Forester shared three of his favorite punch recipes with us, perfect for serving cocktails to a crowd. A punch bowl can become a centerpiece, a beacon for thirsty guests and a respite for weary hosts. Plus, drinking punch is fun!

Rum Spice Punch

Yield: 14 to 16

Serving Size: 4-ounce


  • 2 1/2 cups (21 ounces) El Dorado 8- and/or 12-year-old Demerara rum from Guyana (or other premium, aged rum)
  • 2 teaspoons Angostura or other nice bitters
  • 3 cups (24 ounces) water
  • 1 heaping cup (9 ounces) Spice syrup No. 9 (recipe below)
  • Oleo-Saccharum (recipe below)
  • Reserved citrus peel for garnish


  1. Mix ingredients well and let sit for a 5-10 minutes, then add additional sugar to taste if needed. Cover with plastic wrap, and chill well for several hours. The flavors will intensify and round out. Serve in a punch bowl filled with 1 large ice block. Try to make sure at least one piece of citrus peel is in each cup as garnish.

Spice Syrup No. 9


  • 1 dry measuring cup white cane sugar
  • 1 1/2 cups (12 ounces) water
  • 2 1/2 teaspoons (12 grams) Ceylon cinnamon
  • 2 1/3 teaspoons (11 grams) Vietnamese cassia (cinnamon)
  • 3/4 teaspoon (4 grams) allspice
  • 1/2 teaspoon (2 grams) cloves
  • 3/4 teaspoon (4 grams) nutmeg
  • 1/2 teaspoon (2 grams) green cardamom seeds (not pods/shells)
  • 1 whole, small, star anise pod
  • 1/2 tablespoon (1/4 ounce) vanilla extract
  • 1 to 3 teaspoons (4-14 grams total) additional spices or herbs of choice, including mace, ginger, pink peppercorns, Szechuan pepper, anise, poppy, sesame, cumin, lavender, chamomile, etc.
  • Use premium quality whole spices and grind them fresh as needed (or fresh premium pre-ground.)

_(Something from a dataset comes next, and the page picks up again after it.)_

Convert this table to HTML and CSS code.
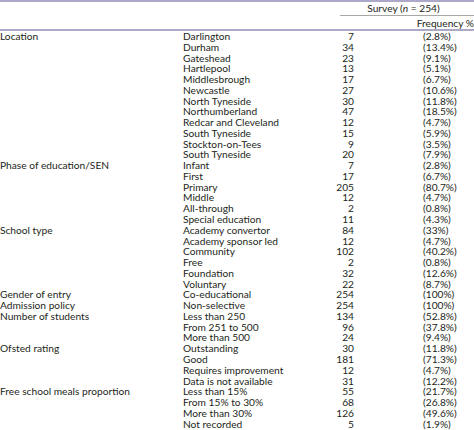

  1. Place all the ingredients in a small saucepan with lid, and bring to a boil uncovered, watching carefully. Reduce to a simmer before the syrup boils over. Cover and let simmer 15 minutes, stirring 2-3 times briefly. Uncover and let cool to room temperature. Carefully filter through several layers of cheesecloth, or a clean cotton napkin or bandana, to remove the gritty spice solids. Squeeze solids in cloth by gathering the ends together and twisting to remove as much syrup as possible. Discard spice solids and put syrup in a sealed jar/bottle; or use immediately. Will keep refrigerated for 3-4 days.
  2. Forester measures his spices by the gram with a digital scale accurate to .1 grams. My favorite small scale for home, my food/beverage lab, and bar use, is the Compact Jennings CJ-600 and sells for $35, plus $7 shipping.



  • 3 oranges
  • 2 lemons
  • 1/2 cup sugar


  1. Remove citrus peels with a paring knife or vegetable peeler, leaving as much bitter white pith as possible. Cut into 1/2- to 3/4-inch wide strips. Put 1/2 cup sugar and citrus zest in a small bowl, muddling the peels gently into the sugar. Cover with plastic wrap and set aside at room temperature for one to three hours, the longer the better.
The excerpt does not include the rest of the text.